Colombia's only offshore department sits 720 kilometers from the mainland—closer to Nicaragua than to Cartagena—and lives on an economic edge as precarious as its geography. San Andrés, with 78,000 residents crammed into 26 square kilometers (3,000 people per km²), is one of the Caribbean's most densely populated islands. Tourism dominates: duty-free shopping and beaches draw Colombian vacationers seeking affordable Caribbean getaways. But that dependency proved fragile when Hurricane Iota struck in November 2020.

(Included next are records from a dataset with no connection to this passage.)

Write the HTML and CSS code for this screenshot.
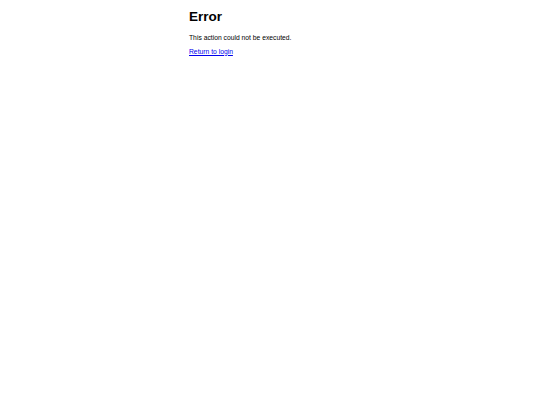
FILE: index.html
```html
<!DOCTYPE html>
<html lang="en">
<head>
<meta charset="utf-8">
<title>Error</title>
<link rel="stylesheet" href="styles.css">
</head>
<body>
<main class="error-page">
  <h1 class="error-title">Error</h1>
  <p class="error-message">This action could not be executed.</p>
  <p class="error-action"><a class="error-link" href="#">Return to login</a></p>
</main>
</body>
</html>
```

FILE: styles.css
```css
html, body {
  margin: 0;
  padding: 0;
  background: #ffffff;
}

body {
  font-family: "Liberation Sans", Arial, sans-serif;
  color: #000000;
}

.error-page {
  width: 162px;
  margin: 0 auto;
  padding-top: 9.05px;
}

.error-title {
  font-size: 13.5px;
  font-weight: bold;
  margin: 0 0 9.8px;
  line-height: normal;
}

.error-message,
.error-action {
  font-size: 6.75px;
  line-height: normal;
  margin: 6.75px 0;
}

.error-link {
  color: #0000ee;
  text-decoration: underline;
}
```
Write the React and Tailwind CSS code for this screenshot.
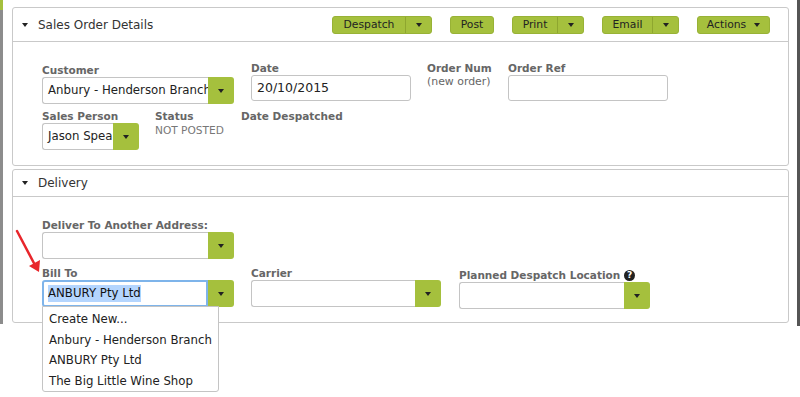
import React from 'react';

const GREEN = 'bg-[#a5c03d]';

const Caret = () => (
  <span className="inline-block w-0 h-0 border-l-[3.5px] border-r-[3.5px] border-t-[4px] border-l-transparent border-r-transparent border-t-[#222]" />
);

const Select = ({ width, value, focused }) => (
  <div className={`flex h-[27px] ${width}`}>
    <div
      className={`flex-1 min-w-0 flex items-center bg-white rounded-l-[3px] overflow-hidden whitespace-nowrap ${
        focused ? 'border-2 border-[#7eb4ea] pl-[4px]' : 'border border-[#c4c4c4] border-r-0 pl-[5px]'
      }`}
    >
      {focused ? <span className="bg-[#b4d5fe] text-[#111]">{value}</span> : <span className="text-[#222]">{value}</span>}
    </div>
    <div className={`w-[26px] shrink-0 ${GREEN} rounded-r-[3px] flex items-center justify-center`}>
      <Caret />
    </div>
  </div>
);

const Label = ({ children, className = '' }) => (
  <div className={`font-bold text-[#666] text-[10.5px] leading-[14px] whitespace-nowrap ${className}`}>{children}</div>
);

const Btn = ({ label, split, caret, width }) => (
  <div className={`flex h-[18px] ${GREEN} rounded-[3px] border border-[#98b236] text-[#222] text-[10.75px] leading-[16px]`}>
    <div className={`flex items-center justify-center gap-[8px] ${width}`}>
      {label}
      {caret && <Caret />}
    </div>
    {split && (
      <div className="w-[26px] border-l border-[#8ea62f] flex items-center justify-center">
        <Caret />
      </div>
    )}
  </div>
);

const Panel = ({ title, actions, children, headerH }) => (
  <div className="border border-[#c9c9c9] rounded-[3px] bg-white">
    <div className={`flex items-center border-b border-[#c9c9c9] pl-[9px] pr-[18px] ${headerH}`}>
      <Caret />
      <span className="ml-[10px] text-[12px] text-[#333]">{title}</span>
      <div className="ml-auto flex gap-[18px]">{actions}</div>
    </div>
    {children}
  </div>
);

export default function App() {
  return (
    <div
      className="relative w-[800px] h-[397px] bg-white flex items-start overflow-hidden text-[11.75px]"
      style={{ fontFamily: '"DejaVu Sans", Verdana, sans-serif' }}
    >
      <div className="w-[3px] h-[324px] flex flex-col">
        <div className={`h-[10px] ${GREEN}`} />
        <div className="flex-1 bg-[#8c8c8c]" />
      </div>

      <div className="ml-[9px] mt-[7px] w-[778px] flex flex-col gap-[3px]">
        <Panel
          title="Sales Order Details"
          headerH="h-[34px]"
          actions={
            <>
              <Btn label="Despatch" split width="w-[72px]" />
              <Btn label="Post" width="w-[42px]" />
              <Btn label="Print" split width="w-[44px]" />
              <Btn label="Email" split width="w-[49px]" />
              <Btn label="Actions" caret width="w-[71px]" />
            </>
          }
        >
          <div className="pl-[29px] pt-[19px] pb-[15px]">
            <div className="flex items-start">
              <div className="w-[192px] pt-[2px]">
                <Label>Customer</Label>
                <Select width="w-[192px]" value="Anbury - Henderson Branch" />
              </div>
              <div className="ml-[17px] w-[160px]">
                <Label>Date</Label>
                <div className="h-[26px] border border-[#c4c4c4] rounded-[3px] flex items-center pl-[5px] text-[#222] text-[12.5px]">
                  20/10/2015
                </div>
              </div>
              <div className="ml-[16px] w-[81px]">
                <Label>Order Num</Label>
                <div className="text-[#666] text-[10.9px] leading-[14px] whitespace-nowrap">(new order)</div>
              </div>
              <div className="w-[160px]">
                <Label>Order Ref</Label>
                <div className="h-[26px] border border-[#c4c4c4] rounded-[3px]" />
              </div>
            </div>
            <div className="flex items-start mt-[5px]">
              <div className="w-[97px]">
                <Label>Sales Person</Label>
                <Select width="w-[97px]" value="Jason Spears" />
              </div>
              <div className="ml-[16px] w-[86px]">
                <Label>Status</Label>
                <div className="text-[#777] text-[10.6px] leading-[14px] whitespace-nowrap">NOT POSTED</div>
              </div>
              <div>
                <Label>Date Despatched</Label>
              </div>
            </div>
          </div>
        </Panel>

        <Panel title="Delivery" headerH="h-[27px]">
          <div className="pl-[29px] pt-[21px] pb-[13px]">
            <Label>Deliver To Another Address:</Label>
            <Select width="w-[192px]" value="" />
            <div className="flex items-start mt-[7px]">
              <div className="w-[192px]">
                <Label>Bill To</Label>
                <Select width="w-[192px]" value="ANBURY Pty Ltd" focused />
              </div>
              <div className="ml-[17px] w-[190px]">
                <Label>Carrier</Label>
                <Select width="w-[190px]" value="" />
              </div>
              <div className="ml-[18px] w-[191px] pt-[2px]">
                <Label className="flex items-center gap-[4px]">
                  Planned Despatch Location
                  <span className="w-[11px] h-[11px] rounded-full bg-[#222] text-white text-[9px] leading-[11px] font-bold flex items-center justify-center">?</span>
                </Label>
                <Select width="w-[191px]" value="" />
              </div>
            </div>
          </div>
        </Panel>
      </div>

      <div className="ml-[8px] w-[3px] h-[326px] bg-[#555]" />

      {/* Bill To dropdown list */}
      <div className="absolute left-[42px] top-[306px] w-[177px] bg-white border border-[#c4c4c4] rounded-b-[3px] pt-[2px] text-[#222] whitespace-nowrap">
        <div className="h-[20.5px] leading-[20.5px] pl-[6px]">Create New...</div>
        <div className="h-[20.5px] leading-[20.5px] pl-[6px]">Anbury - Henderson Branch</div>
        <div className="h-[20.5px] leading-[20.5px] pl-[6px]">ANBURY Pty Ltd</div>
        <div className="h-[20.5px] leading-[20.5px] pl-[6px]">The Big Little Wine Shop</div>
      </div>

      {/* red annotation arrow */}
      <svg className="absolute left-[12px] top-[226px]" width="34" height="50" viewBox="0 0 34 50">
        <line x1="5" y1="5" x2="24" y2="41" stroke="#e8262b" strokeWidth="2.5" strokeLinecap="round" />
        <polygon points="27,46 17,40 28,34" fill="#e8262b" />
      </svg>
    </div>
  );
}
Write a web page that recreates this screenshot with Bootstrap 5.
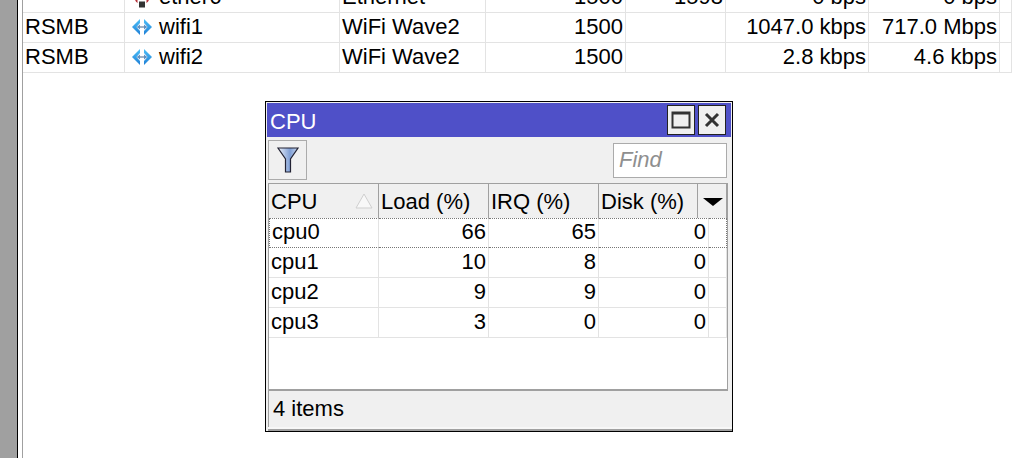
<!DOCTYPE html>
<html lang="en">
<head>
<meta charset="utf-8">
<title>CPU</title>
<link href="https://cdn.jsdelivr.net/npm/bootstrap@5.3.0/dist/css/bootstrap.min.css" rel="stylesheet">
<style>
html,body{height:100%;margin:0}
body{font-family:"Liberation Sans",Arial,sans-serif;font-size:22px;line-height:1;color:#000;background:#fff;overflow:hidden}
.desk{height:458px;position:relative;overflow:hidden}
.rail{width:17px;background:#a0a0a0;flex:none}
.railedge{width:6px;flex:none;background:#fff;border-left:1px solid #000;border-right:1px solid #a0a0a0}
.listwrap{flex:1;min-width:0;margin-top:-17px}
table.grid{table-layout:fixed;border-collapse:separate;border-spacing:0;margin:0;width:100%;--bs-table-bg:transparent;--bs-table-border-color:#e3e3e3}
table.grid td,table.grid th{height:30px;padding:0 2px 1px;border:0;border-right:1px solid #e3e3e3;border-bottom:1px solid #e3e3e3;font-weight:400;line-height:1;white-space:nowrap;vertical-align:middle;overflow:hidden;color:#000;box-shadow:none}
.ifname{display:flex;align-items:center;gap:7px;padding-left:5px}
.win{position:absolute;left:265px;top:101px;width:468px;height:331px;background:#f0f0f0;border:1px solid #000;display:flex;flex-direction:column;padding:1px 1px 0}
.wintitle{height:34px;background:#4f50c8;color:#fff;flex:none;padding:0 5px 0 3px}
.wintitle>span{padding-top:3px}
.wbtn{width:28px;height:30px;padding:0;background:#f0f0f0;border:1px solid #222;border-radius:0;display:flex;align-items:center;justify-content:center}
.wingap{gap:3px}
.wintool{height:46px;flex:none;padding:3px 4px 3px 1px}
.filterbtn{width:39px;height:40px;padding:0;background:#f0f0f0;border:1px solid #ababab;border-radius:0;display:flex;align-items:center;justify-content:center}
input.findbox{width:114px;height:35px;padding:0 5px;border:1px solid #ababab;border-radius:0;font-size:22px;font-style:italic;line-height:1;background:#fff;font-family:inherit;box-shadow:none}
input.findbox::placeholder{color:#8f8f8f;opacity:1}
.gridbox{flex:1;min-height:0;background:#fff;margin-left:1px;margin-right:3px;border-right:1px solid #a0a0a0;border-left:1px solid #a0a0a0;border-bottom:2px solid #a0a0a0}
.gridbox table.grid th{height:35px;background:#f0f0f0;border-top:1px solid #a0a0a0;border-right:1px solid #a0a0a0;border-bottom:0;padding:1px 2px 0;position:relative}
.gridbox table.grid tr.focused td{border-top:1px dotted #777;border-bottom:1px dotted #777;padding-bottom:2px}
.gridbox table.grid tr.focused td:first-child{border-left:1px dotted #777}
.gridbox table.grid tr.focused td:last-child{border-right:1px dotted #777}
.sorttri{position:absolute;right:5px;top:9px}
.menutri{position:absolute;left:5px;top:14px}
.winstatus{height:36px;flex:none;margin-left:1px;padding:0 4px;border-left:1px solid #a0a0a0;display:flex;align-items:center}
.winfoot{height:4px;flex:none;margin-left:1px;margin-right:-1px;background:#f7f7f7;border-bottom:2px solid #a0a0a0}
</style>
</head>
<body>
<svg width="0" height="0" class="position-absolute">
  <defs>
    <linearGradient id="wv" x1="0" x2="0" y1="0" y2="1"><stop offset="0" stop-color="#4cc0f8"/><stop offset="1" stop-color="#1f7fd6"/></linearGradient>
    <linearGradient id="fg" x1="0" x2="1" y1="0" y2="0"><stop offset="0" stop-color="#eef2fa"/><stop offset=".6" stop-color="#7f9fd6"/><stop offset="1" stop-color="#c6d4ec"/></linearGradient>
    <symbol id="wave" viewBox="0 0 20 16">
      <path d="M0 8 8 0V4L4.500 8 8 12V16Z" fill="url(#wv)"/>
      <path d="M20 8 12 0V4L15.500 8 12 12V16Z" fill="url(#wv)"/>
      <path d="M5.500 8H14.500" stroke="#5f7f9f" stroke-width="1.200" fill="none"/>
      <path d="M5 8 8 5.500V10.500ZM15 8 12 5.500V10.500Z" fill="#5f8fc0"/>
    </symbol>
  </defs>
</svg>
<div class="desk d-flex">
  <div class="rail"></div>
  <div class="railedge"></div>
  <div class="listwrap">
    <table class="table grid">
      <colgroup><col style="width:102px"><col style="width:215px"><col style="width:146px"><col style="width:140px"><col style="width:100px"><col style="width:143px"><col style="width:131px"><col></colgroup>
      <tbody>
        <tr><td></td><td><div class="ifname"><svg width="20" height="22" viewBox="0 0 20 22"><circle cx="10" cy="11" r="7.500" fill="#b5323a"/><rect x="5.500" y="14" width="9" height="8" fill="#fff"/><rect x="7" y="15.500" width="6" height="6" fill="#333"/></svg><span>ether6</span></div></td><td>Ethernet</td><td class="text-end">1500</td><td class="text-end">1598</td><td class="text-end">0 bps</td><td class="text-end">0 bps</td><td></td></tr>
        <tr><td>RSMB</td><td><div class="ifname"><svg width="20" height="16"><use href="#wave"/></svg><span>wifi1</span></div></td><td>WiFi Wave2</td><td class="text-end">1500</td><td></td><td class="text-end">1047.0 kbps</td><td class="text-end">717.0 Mbps</td><td></td></tr>
        <tr><td>RSMB</td><td><div class="ifname"><svg width="20" height="16"><use href="#wave"/></svg><span>wifi2</span></div></td><td>WiFi Wave2</td><td class="text-end">1500</td><td></td><td class="text-end">2.8 kbps</td><td class="text-end">4.6 kbps</td><td></td></tr>
      </tbody>
    </table>
  </div>

  <div class="win">
    <div class="wintitle d-flex align-items-center justify-content-between">
      <span>CPU</span>
      <div class="d-flex wingap">
        <button type="button" class="btn wbtn" aria-label="Maximize"><svg width="20" height="20" viewBox="0 0 20 20"><rect x="1.500" y="2.500" width="17" height="15" fill="none" stroke="#333" stroke-width="2"/><path d="M1 3.500H19" stroke="#333" stroke-width="2"/></svg></button>
        <button type="button" class="btn wbtn" aria-label="Close"><svg width="18" height="18" viewBox="0 0 18 18"><path d="M3 3 15 15M15 3 3 15" stroke="#333" stroke-width="3"/></svg></button>
      </div>
    </div>
    <div class="wintool d-flex align-items-center justify-content-between">
      <button type="button" class="btn filterbtn" aria-label="Filter"><svg width="24" height="26" viewBox="0 0 24 26"><path d="M2 1H22L14.500 12V25H9.500V12Z" fill="url(#fg)" stroke="#223" stroke-width="1.200"/></svg></button>
      <input class="form-control findbox" type="text" placeholder="Find" aria-label="Find">
    </div>
    <div class="gridbox">
      <table class="table grid">
        <colgroup><col style="width:110px"><col style="width:110px"><col style="width:110px"><col style="width:99px"><col style="width:11px"><col></colgroup>
        <thead>
          <tr><th>CPU<svg class="sorttri" width="18" height="16" viewBox="0 0 18 16"><path d="M9 1 17 15H1Z" fill="#f8f8f8" stroke="#cfcfcf"/></svg></th><th>Load (%)</th><th>IRQ (%)</th><th>Disk (%)</th><th colspan="2"><svg class="menutri" width="20" height="8" viewBox="0 0 20 8"><path d="M0 0H20L10 8Z" fill="#000"/></svg></th></tr>
        </thead>
        <tbody>
          <tr class="focused"><td>cpu0</td><td class="text-end">66</td><td class="text-end">65</td><td class="text-end" colspan="2">0</td><td></td></tr>
          <tr><td>cpu1</td><td class="text-end">10</td><td class="text-end">8</td><td class="text-end" colspan="2">0</td><td></td></tr>
          <tr><td>cpu2</td><td class="text-end">9</td><td class="text-end">9</td><td class="text-end" colspan="2">0</td><td></td></tr>
          <tr><td>cpu3</td><td class="text-end">3</td><td class="text-end">0</td><td class="text-end" colspan="2">0</td><td></td></tr>
        </tbody>
      </table>
    </div>
    <div class="winstatus">4 items</div>
    <div class="winfoot"></div>
  </div>
</div>
</body>
</html>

Iota, a Category 5 hurricane, destroyed 98% of infrastructure on smaller Providencia and Santa Catalina islands, flattening 2,000 homes among a population of 4,600. Reconstruction required $335 million and took until 2023 to fully restore tourism capacity. The underlying vulnerability remains: San Andrés faces a 28% chance of another Category 4-5 hurricane within ten years. Tourism has since collapsed—declining 30% in 2023 and 70% by Holy Week 2024 compared to prior years. The UNESCO Seaflower Biosphere Reserve and Providencia's 32km coral reef provide both ecological value and physical storm protection, yet climate change threatens both.
By 2026, the archipelago will test whether post-hurricane resilience planning can outpace climate risk. Providencia earned a 2025 UNESCO 'Best Tourism Villages' nomination for regenerative tourism, but the economic model remains fragile. If diversification beyond mass tourism succeeds and coral reef protection continues, the islands could model Caribbean climate adaptation. If another major hurricane hits before resilience investments mature, Colombia's Caribbean outpost may become uninhabitable.